Categories: Tech

Do you love sim racing enough to spend $2,499 on a steering wheel?

Sim-Lab has just released a new $2,499 steering wheel that is said to be a “as authentic as possible” replica of the wheels Lewis Hamilton uses to drive the Mercedes-AMG Petronas Formula 1 team’s race cars. It’s a pretty sight to behold, but a reminder that getting involved in simulators can be dangerous for your budget.

If that price tag leaves you speechless, don’t bother picking it up. You can’t just plug the wheel into your PC and drive around the simulated streets of Montreal. It has to be attached to a wheelbase, which translates the wheel’s rotational movements and button inputs into a racing game while providing force feedback. Those can also cost you several thousand dollars, and none are included with this wheel.

Why is Sim-Lab’s new steering wheel so expensive? For starters, it’s officially licensed by Formula 1 team Mercedes-AMG Petronas, which has shared the computer-aided design (CAD) data it uses to build the steering wheels for its multi-million dollar cars. Sim-Lab’s wheel is the closest thing we’ll get to racing a steering wheel without replacing Lewis Hamilton as the team’s driver when he moves to Ferrari next year.

The steering wheel body is also made of a hand-crafted carbon fiber shell. This not only allows it to weigh 1,240 grams, but also to be extremely rigid, so that the vibrations and resistance provided by the wheelbase are accurately transmitted to a player’s hands. It won’t creak or flex when you’re heading into a simulated corner at over 240 km/h.

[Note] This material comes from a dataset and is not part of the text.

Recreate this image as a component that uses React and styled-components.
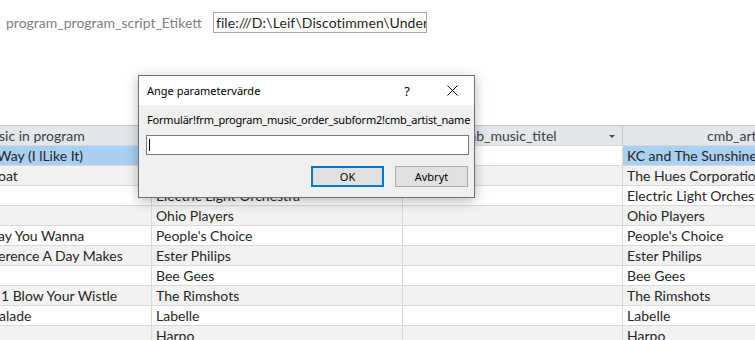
import React from 'react';
import styled, { createGlobalStyle } from 'styled-components';

const Global = createGlobalStyle`
  html, body { margin: 0; padding: 0; background: #fff; overflow: hidden; }
  #root { width: 755px; height: 340px; }
`;

const Page = styled.div`
  position: relative;
  width: 755px;
  height: 340px;
  overflow: hidden;
  background: #fff;
  font-family: Lato, "Open Sans", sans-serif;
`;

const TopRow = styled.div`
  display: flex;
  align-items: center;
  height: 21px;
  padding: 12px 0 0 6px;
  gap: 11px;
`;

const FieldLabel = styled.span`
  font-size: 14px;
  color: #808080;
  white-space: nowrap;
`;

const FieldBox = styled.div`
  box-sizing: border-box;
  width: 214px;
  height: 21px;
  border: 1px solid #a6a6a6;
  padding-left: 2px;
  font-size: 14px;
  letter-spacing: 0.1px;
  line-height: 19px;
  color: #262626;
  white-space: nowrap;
  overflow: hidden;
`;

const Sheet = styled.div`
  margin-top: 92px;
  width: 755px;
  overflow: hidden;
`;

const Grid = styled.div`
  display: grid;
  grid-template-columns: 152px 251px 220px 300px;
  box-sizing: border-box;
  height: ${p => (p.$head ? 21 : 20)}px;
  border-bottom: 1px solid #d9d9d9;
  border-top: ${p => (p.$head ? '1px solid #c8c8c8' : 'none')};
  background: ${p => (p.$head ? '#e3e6ea' : p.$alt ? '#f2f2f2' : '#ffffff')};
`;

const Cell = styled.div`
  position: relative;
  box-sizing: border-box;
  border-right: 1px solid ${p => (p.$head ? '#c8c8c8' : '#d9d9d9')};
  padding-left: ${p => (p.$pad ?? 4)}px;
  font-size: 14px;
  line-height: 19px;
  color: ${p => (p.$head ? '#404040' : '#262626')};
  white-space: nowrap;
  overflow: hidden;
  background: ${p => (p.$sel ? '#a9cff2' : 'transparent')};
`;

const Clip = styled.span`
  display: inline-block;
  margin-left: ${p => p.$shift || 0}px;
`;

const DropArrow = styled.span`
  position: absolute;
  right: 7px;
  top: 9px;
  width: 0;
  height: 0;
  border-left: 3px solid transparent;
  border-right: 3px solid transparent;
  border-top: 3px solid #4a4a4a;
`;

const Dialog = styled.div`
  position: absolute;
  left: 138px;
  top: 75px;
  width: 337px;
  height: 123px;
  box-sizing: border-box;
  border: 1px solid #707070;
  background: #f0f0f0;
  box-shadow: 0 3px 12px rgba(0, 0, 0, 0.28);
  font-family: "Noto Sans", "Open Sans", sans-serif;
  display: flex;
  flex-direction: column;
`;

const TitleBar = styled.div`
  height: 29px;
  background: #fff;
  display: flex;
  align-items: center;
  padding-left: 8px;
`;

const Title = styled.span`
  flex: 1;
  font-size: 11px;
  color: #000;
`;

const TitleBtn = styled.span`
  width: ${p => p.$w}px;
  display: flex;
  justify-content: center;
  align-items: center;
  font-size: 13px;
  color: #000;
`;

const Body = styled.div`
  display: flex;
  flex-direction: column;
  padding: 6px 5px 0 7px;
`;

const Prompt = styled.div`
  font-size: 11px;
  letter-spacing: -0.2px;
  color: #000;
  white-space: nowrap;
  height: 17px;
  line-height: 17px;
  padding-left: 1px;
`;

const Input = styled.div`
  margin-top: 7px;
  box-sizing: border-box;
  width: 323px;
  height: 20px;
  background: #fff;
  border: 1px solid #7a7a7a;
  display: flex;
  align-items: center;
  padding-left: 2px;
`;

const Caret = styled.span`
  width: 1px;
  height: 12px;
  background: #000;
`;

const Buttons = styled.div`
  margin-top: 11px;
  display: flex;
  justify-content: flex-end;
  gap: 11px;
  padding-right: 1px;
`;

const Btn = styled.div`
  box-sizing: border-box;
  width: 73px;
  height: 21px;
  background: #e1e1e1;
  border: ${p => (p.$default ? '2px solid #0078d7' : '1px solid #adadad')};
  display: flex;
  align-items: center;
  justify-content: center;
  font-size: 11px;
  color: #000;
`;

const rows = [
  { t: 'Way (I lLike It)', s: -3, a: 'KC and The Sunshine Band', b: 'KC and The Sunshine Band', sel: true },
  { t: 'oat', s: -2, a: 'The Hues Corporation', b: 'The Hues Corporation' },
  { t: '', s: 0, a: 'Electric Light Orchestra', b: 'Electric Light Orchestra' },
  { t: '', s: 0, a: 'Ohio Players', b: 'Ohio Players' },
  { t: 'ay You Wanna', s: -2, a: "People's Choice", b: "People's Choice" },
  { t: 'erence A Day Makes', s: -2, a: 'Ester Philips', b: 'Ester Philips' },
  { t: '', s: 0, a: 'Bee Gees', b: 'Bee Gees' },
  { t: '1 Blow Your Wistle', s: 1, a: 'The Rimshots', b: 'The Rimshots' },
  { t: 'alade', s: -1, a: 'Labelle', b: 'Labelle' },
  { t: '', s: 0, a: 'Harpo', b: 'Harpo' },
];

export default function App() {
  return (
    <Page>
      <Global />
      <TopRow>
        <FieldLabel>program_program_script_Etikett</FieldLabel>
        <FieldBox>file:///D:\Leif\Discotimmen\Underlag\program.txt</FieldBox>
      </TopRow>
      <Sheet>
        <Grid $head>
          <Cell $head $pad={0}><Clip $shift={-1}>sic in program</Clip></Cell>
          <Cell $head>artist_name</Cell>
          <Cell $head $pad={55}>cmb_music_titel<DropArrow /></Cell>
          <Cell $head $pad={84}>cmb_artist_name</Cell>
        </Grid>
        {rows.map((r, i) => (
          <Grid key={i} $alt={i % 2 === 1}>
            <Cell $sel={r.sel} $pad={0}><Clip $shift={r.s}>{r.t}</Clip></Cell>
            <Cell $sel={r.sel}>{r.a}</Cell>
            <Cell />
            <Cell $sel={r.sel}>{r.b}</Cell>
          </Grid>
        ))}
      </Sheet>
      <Dialog>
        <TitleBar>
          <Title>Ange parametervärde</Title>
          <TitleBtn $w={46}>?</TitleBtn>
          <TitleBtn $w={44}>
            <svg width="11" height="11" viewBox="0 0 11 11">
              <path d="M0.5 0.5 L10.5 10.5 M10.5 0.5 L0.5 10.5" stroke="#000" strokeWidth="1" fill="none" />
            </svg>
          </TitleBtn>
        </TitleBar>
        <Body>
          <Prompt>Formulär!frm_program_music_order_subform2!cmb_artist_name</Prompt>
          <Input><Caret /></Input>
          <Buttons>
            <Btn $default>OK</Btn>
            <Btn>Avbryt</Btn>
          </Buttons>
        </Body>
      </Dialog>
    </Page>
  );
}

The steering wheel features nine rotary dials, 12 buttons, two switches, carbon fiber paddle shifters, anti-static silicone rubber grips, and 25 controllable RGB LEDs that provide telemetry data at a glance. If that data isn’t enough, the center of the wheel also features a 4.3-inch LCD screen with data layouts that match what Mercedes F1 drivers see.

To most of us this may seem like obscene madness, but for racing sim fans striving to recreate an authentic F1 experience, the only thing that seems to be missing is race engineer Bono telling them “Okay Lewis, it’s hammer time”.